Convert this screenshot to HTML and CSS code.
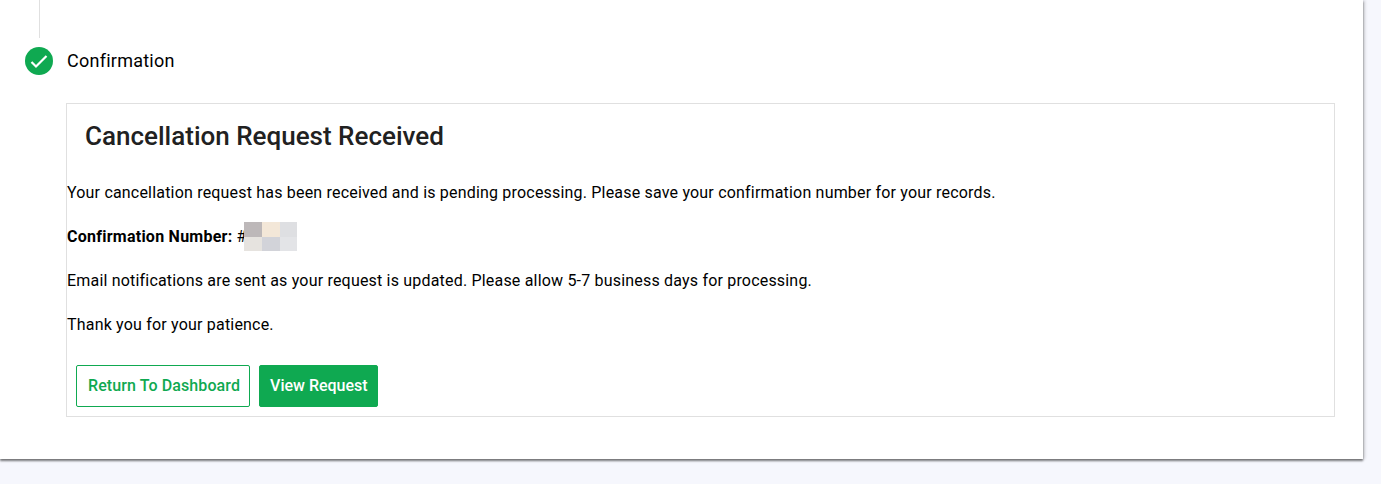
FILE: index.html
```html
<!DOCTYPE html>
<html lang="en">
  <head>
    <meta charset="UTF-8" />
    <title>Cancellation Request Received</title>
    <link rel="stylesheet" href="styles.css">
  </head>
  <body>
    <main class="page-card">
      <div class="step-line"></div>

      <div class="step-header">
        <span class="step-icon">
          <svg viewBox="0 0 28 28" width="28" height="28">
            <path d="M6.5 15l4.5 4.5L21.5 9" fill="none" stroke="#fff" stroke-width="2.2" />
          </svg>
        </span>
        <span class="step-title">Confirmation</span>
      </div>

      <section class="confirm-box">
        <h2>Cancellation Request Received</h2>
        <p>Your cancellation request has been received and is pending processing. Please save your confirmation number for your records.</p>
        <p><strong>Confirmation Number:</strong> #<span class="redacted"><i class="c1"></i><i class="c2"></i><i class="c3"></i><i class="c4"></i><i class="c5"></i><i class="c6"></i></span></p>
        <p>Email notifications are sent as your request is updated. Please allow 5-7 business days for processing.</p>
        <p>Thank you for your patience.</p>
        <div class="actions">
          <a href="#" class="btn btn-outline">Return To Dashboard</a>
          <a href="#" class="btn btn-solid">View Request</a>
        </div>
      </section>
    </main>
  </body>
</html>
```

FILE: styles.css
```css
:root {
  --green: #0fa951;
  --border: #e0e0e0;
  --page-bg: #f6f7fd;
}

* {
  box-sizing: border-box;
  margin: 0;
  padding: 0;
}

html,
body {
  height: 484px;
  overflow: hidden;
}

body {
  font-family: Roboto, sans-serif;
  font-size: 16px;
  line-height: 24px;
  background: var(--page-bg);
  color: #000;
}

a {
  text-decoration: none;
}

.page-card {
  width: 1363px;
  height: 459px;
  background: #fff;
  padding: 0 28px 0 25px;
  box-shadow: 0 2px 2px rgba(0, 0, 0, 0.5), 2px 0 3px rgba(0, 0, 0, 0.15);
}

.step-line {
  width: 1px;
  height: 38px;
  margin-left: 14px;
  background: #e0e0e0;
}

.step-header {
  display: flex;
  align-items: center;
  gap: 14px;
  margin-top: 9px;
  height: 28px;
}

.step-icon {
  width: 28px;
  height: 28px;
  border-radius: 50%;
  background: var(--green);
  display: flex;
}

.step-title {
  font-size: 18px;
  letter-spacing: 0.25px;
}

.confirm-box {
  margin: 28px 0 0 41px;
  height: 314px;
  border: 1px solid var(--border);
}

.confirm-box h2 {
  font-size: 26px;
  line-height: 32px;
  font-weight: 500;
  color: #212121;
  margin: 16px 0 29px 18px;
}

.confirm-box p {
  margin-bottom: 20px;
  letter-spacing: 0.19px;
}

.confirm-box strong {
  letter-spacing: 0.25px;
}

.redacted {
  display: inline-grid;
  grid-template-columns: 18px 18px 17px;
  grid-template-rows: 15px 14px;
  vertical-align: top;
  margin: -3px 0 -2px -3px;
}

.redacted i {
  display: block;
}

.c1 { background: #bdb8b9; }
.c2 { background: #f3e7d8; }
.c3 { background: #dedfe2; }
.c4 { background: #e6e3df; }
.c5 { background: #d2d3d9; }
.c6 { background: #e3e4e7; }

.actions {
  display: flex;
  gap: 9px;
  margin: 28px 0 0 9px;
}

.btn {
  height: 42px;
  border-radius: 2px;
  border: 1px solid var(--green);
  font-weight: 500;
  display: flex;
  align-items: center;
}

.btn-outline {
  padding: 0 9px 0 11px;
  color: var(--green);
  background: #fff;
  letter-spacing: 0.1px;
}

.btn-solid {
  padding: 0 9px 0 10px;
  color: #fff;
  background: var(--green);
}
```
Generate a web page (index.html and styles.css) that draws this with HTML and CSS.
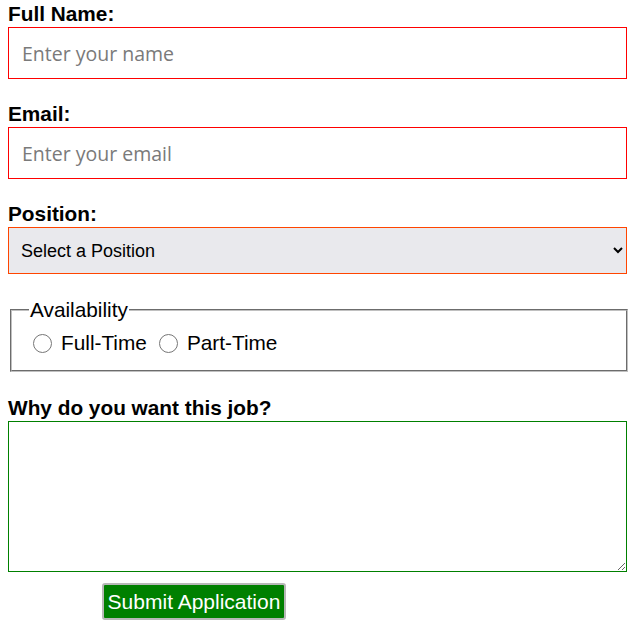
FILE: index.html
```html
<!DOCTYPE html>
<html>
<head>
<meta charset="utf-8">
<link rel="stylesheet" href="styles.css">
</head>
<body>
<form class="app-form">
  <label class="field-label" for="name">Full Name:</label>
  <input class="text-input" id="name" type="text" placeholder="Enter your name">

  <label class="field-label" for="email">Email:</label>
  <input class="text-input" id="email" type="email" placeholder="Enter your email">

  <label class="field-label" for="pos">Position:</label>
  <select class="select-input" id="pos">
    <option>Select a Position</option>
  </select>

  <fieldset class="avail">
    <legend class="avail-legend">Availability</legend>
    <label class="radio-label"><input class="radio" type="radio" name="av"> Full-Time</label>
    <label class="radio-label"><input class="radio" type="radio" name="av"> Part-Time</label>
  </fieldset>

  <label class="field-label" for="why">Why do you want this job?</label>
  <textarea class="text-area" id="why"></textarea>

  <button class="submit-btn" type="submit">Submit Application</button>
</form>
</body>
</html>
```

FILE: styles.css
```css
html, body {
  margin: 0;
  padding: 0;
  background: #fff;
}
body {
  padding: 3px 2px 0 8px;
  font-family: "Liberation Sans", Arial, sans-serif;
  color: #000;
}
.app-form {
  display: flex;
  flex-direction: column;
  align-items: stretch;
}
.field-label {
  display: block;
  font-weight: bold;
  font-size: 20.8px;
  line-height: 22px;
  margin-bottom: 2px;
}
.text-input {
  box-sizing: border-box;
  height: 52px;
  width: 100%;
  border: 1px solid #ff0000;
  padding: 0 13px;
  font-family: "Open Sans", "Noto Sans", sans-serif;
  font-size: 19.5px;
  margin: 0 0 24px 0;
  outline: none;
}
.text-input::placeholder {
  color: #7a7a7a;
}
.select-input {
  box-sizing: border-box;
  height: 47px;
  width: 100%;
  border: 1px solid #ff4500;
  background-color: #e9e9ed;
  font-family: "Liberation Sans", Arial, sans-serif;
  font-size: 18px;
  color: #000;
  padding: 0 8px;
  margin: 0 0 24px 0;
  border-radius: 0;
}
.avail {
  margin: 0 -1px 25px 2px;
  border: 2px groove #c0c0c0;
  padding: 10px 10px 15px 21px;
  display: flex;
  align-items: center;
  gap: 12px;
}
.avail-legend {
  font-size: 20.8px;
  line-height: 23px;
  padding: 0 1px;
  margin-left: -4px;
}
.radio-label {
  display: inline-flex;
  align-items: center;
  font-size: 20.8px;
  line-height: 24px;
}
.radio {
  width: 19px;
  height: 19px;
  margin: 0 9px 0 0;
}
.text-area {
  box-sizing: border-box;
  width: 100%;
  height: 151px;
  border: 1px solid #008000;
  margin: 0 0 11px 0;
  font-family: "Liberation Mono", monospace;
  outline: none;
}
.submit-btn {
  align-self: flex-start;
  margin-left: 94px;
  box-sizing: border-box;
  height: 37px;
  width: 184px;
  background: #008000;
  color: #fff;
  font-family: "Liberation Sans", Arial, sans-serif;
  font-size: 21px;
  border: 2px solid #b8b8b8;
  border-radius: 3px;
  padding: 0;
}
```
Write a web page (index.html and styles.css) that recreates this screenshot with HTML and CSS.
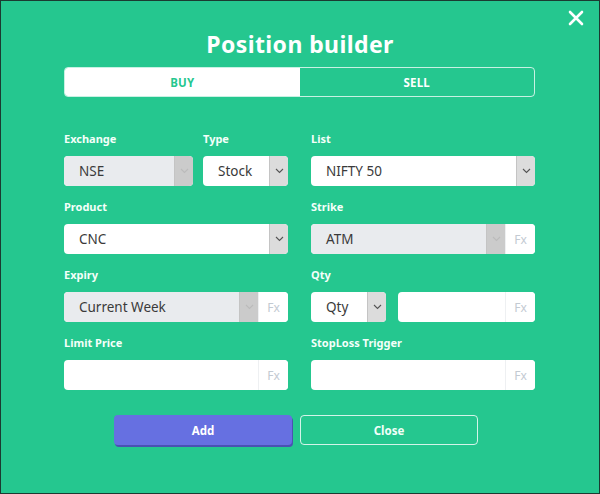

..........

Return the listing above unchanged, apart from dropping its pictures.

● **Correct response**
Convert this screenshot to HTML and CSS code.
FILE: index.html
```html
<!DOCTYPE html>
<html lang="en">
  <head>
    <meta charset="UTF-8" />
    <title>Cancellation Request Received</title>
    <link rel="stylesheet" href="styles.css">
  </head>
  <body>
    <main class="page-card">
      <div class="step-line"></div>

      <div class="step-header">
        <span class="step-icon">
          <svg viewBox="0 0 28 28" width="28" height="28">
            <path d="M6.5 15l4.5 4.5L21.5 9" fill="none" stroke="#fff" stroke-width="2.2" />
          </svg>
        </span>
        <span class="step-title">Confirmation</span>
      </div>

      <section class="confirm-box">
        <h2>Cancellation Request Received</h2>
        <p>Your cancellation request has been received and is pending processing. Please save your confirmation number for your records.</p>
        <p><strong>Confirmation Number:</strong> #<span class="redacted"><i class="c1"></i><i class="c2"></i><i class="c3"></i><i class="c4"></i><i class="c5"></i><i class="c6"></i></span></p>
        <p>Email notifications are sent as your request is updated. Please allow 5-7 business days for processing.</p>
        <p>Thank you for your patience.</p>
        <div class="actions">
          <a href="#" class="btn btn-outline">Return To Dashboard</a>
          <a href="#" class="btn btn-solid">View Request</a>
        </div>
      </section>
    </main>
  </body>
</html>
```

FILE: styles.css
```css
:root {
  --green: #0fa951;
  --border: #e0e0e0;
  --page-bg: #f6f7fd;
}

* {
  box-sizing: border-box;
  margin: 0;
  padding: 0;
}

html,
body {
  height: 484px;
  overflow: hidden;
}

body {
  font-family: Roboto, sans-serif;
  font-size: 16px;
  line-height: 24px;
  background: var(--page-bg);
  color: #000;
}

a {
  text-decoration: none;
}

.page-card {
  width: 1363px;
  height: 459px;
  background: #fff;
  padding: 0 28px 0 25px;
  box-shadow: 0 2px 2px rgba(0, 0, 0, 0.5), 2px 0 3px rgba(0, 0, 0, 0.15);
}

.step-line {
  width: 1px;
  height: 38px;
  margin-left: 14px;
  background: #e0e0e0;
}

.step-header {
  display: flex;
  align-items: center;
  gap: 14px;
  margin-top: 9px;
  height: 28px;
}

.step-icon {
  width: 28px;
  height: 28px;
  border-radius: 50%;
  background: var(--green);
  display: flex;
}

.step-title {
  font-size: 18px;
  letter-spacing: 0.25px;
}

.confirm-box {
  margin: 28px 0 0 41px;
  height: 314px;
  border: 1px solid var(--border);
}

.confirm-box h2 {
  font-size: 26px;
  line-height: 32px;
  font-weight: 500;
  color: #212121;
  margin: 16px 0 29px 18px;
}

.confirm-box p {
  margin-bottom: 20px;
  letter-spacing: 0.19px;
}

.confirm-box strong {
  letter-spacing: 0.25px;
}

.redacted {
  display: inline-grid;
  grid-template-columns: 18px 18px 17px;
  grid-template-rows: 15px 14px;
  vertical-align: top;
  margin: -3px 0 -2px -3px;
}

.redacted i {
  display: block;
}

.c1 { background: #bdb8b9; }
.c2 { background: #f3e7d8; }
.c3 { background: #dedfe2; }
.c4 { background: #e6e3df; }
.c5 { background: #d2d3d9; }
.c6 { background: #e3e4e7; }

.actions {
  display: flex;
  gap: 9px;
  margin: 28px 0 0 9px;
}

.btn {
  height: 42px;
  border-radius: 2px;
  border: 1px solid var(--green);
  font-weight: 500;
  display: flex;
  align-items: center;
}

.btn-outline {
  padding: 0 9px 0 11px;
  color: var(--green);
  background: #fff;
  letter-spacing: 0.1px;
}

.btn-solid {
  padding: 0 9px 0 10px;
  color: #fff;
  background: var(--green);
}
```
Generate a web page (index.html and styles.css) that draws this with HTML and CSS.
FILE: index.html
```html
<!DOCTYPE html>
<html>
<head>
<meta charset="utf-8">
<link rel="stylesheet" href="styles.css">
</head>
<body>
<form class="app-form">
  <label class="field-label" for="name">Full Name:</label>
  <input class="text-input" id="name" type="text" placeholder="Enter your name">

  <label class="field-label" for="email">Email:</label>
  <input class="text-input" id="email" type="email" placeholder="Enter your email">

  <label class="field-label" for="pos">Position:</label>
  <select class="select-input" id="pos">
    <option>Select a Position</option>
  </select>

  <fieldset class="avail">
    <legend class="avail-legend">Availability</legend>
    <label class="radio-label"><input class="radio" type="radio" name="av"> Full-Time</label>
    <label class="radio-label"><input class="radio" type="radio" name="av"> Part-Time</label>
  </fieldset>

  <label class="field-label" for="why">Why do you want this job?</label>
  <textarea class="text-area" id="why"></textarea>

  <button class="submit-btn" type="submit">Submit Application</button>
</form>
</body>
</html>
```

FILE: styles.css
```css
html, body {
  margin: 0;
  padding: 0;
  background: #fff;
}
body {
  padding: 3px 2px 0 8px;
  font-family: "Liberation Sans", Arial, sans-serif;
  color: #000;
}
.app-form {
  display: flex;
  flex-direction: column;
  align-items: stretch;
}
.field-label {
  display: block;
  font-weight: bold;
  font-size: 20.8px;
  line-height: 22px;
  margin-bottom: 2px;
}
.text-input {
  box-sizing: border-box;
  height: 52px;
  width: 100%;
  border: 1px solid #ff0000;
  padding: 0 13px;
  font-family: "Open Sans", "Noto Sans", sans-serif;
  font-size: 19.5px;
  margin: 0 0 24px 0;
  outline: none;
}
.text-input::placeholder {
  color: #7a7a7a;
}
.select-input {
  box-sizing: border-box;
  height: 47px;
  width: 100%;
  border: 1px solid #ff4500;
  background-color: #e9e9ed;
  font-family: "Liberation Sans", Arial, sans-serif;
  font-size: 18px;
  color: #000;
  padding: 0 8px;
  margin: 0 0 24px 0;
  border-radius: 0;
}
.avail {
  margin: 0 -1px 25px 2px;
  border: 2px groove #c0c0c0;
  padding: 10px 10px 15px 21px;
  display: flex;
  align-items: center;
  gap: 12px;
}
.avail-legend {
  font-size: 20.8px;
  line-height: 23px;
  padding: 0 1px;
  margin-left: -4px;
}
.radio-label {
  display: inline-flex;
  align-items: center;
  font-size: 20.8px;
  line-height: 24px;
}
.radio {
  width: 19px;
  height: 19px;
  margin: 0 9px 0 0;
}
.text-area {
  box-sizing: border-box;
  width: 100%;
  height: 151px;
  border: 1px solid #008000;
  margin: 0 0 11px 0;
  font-family: "Liberation Mono", monospace;
  outline: none;
}
.submit-btn {
  align-self: flex-start;
  margin-left: 94px;
  box-sizing: border-box;
  height: 37px;
  width: 184px;
  background: #008000;
  color: #fff;
  font-family: "Liberation Sans", Arial, sans-serif;
  font-size: 21px;
  border: 2px solid #b8b8b8;
  border-radius: 3px;
  padding: 0;
}
```
Write a web page (index.html and styles.css) that recreates this screenshot with HTML and CSS.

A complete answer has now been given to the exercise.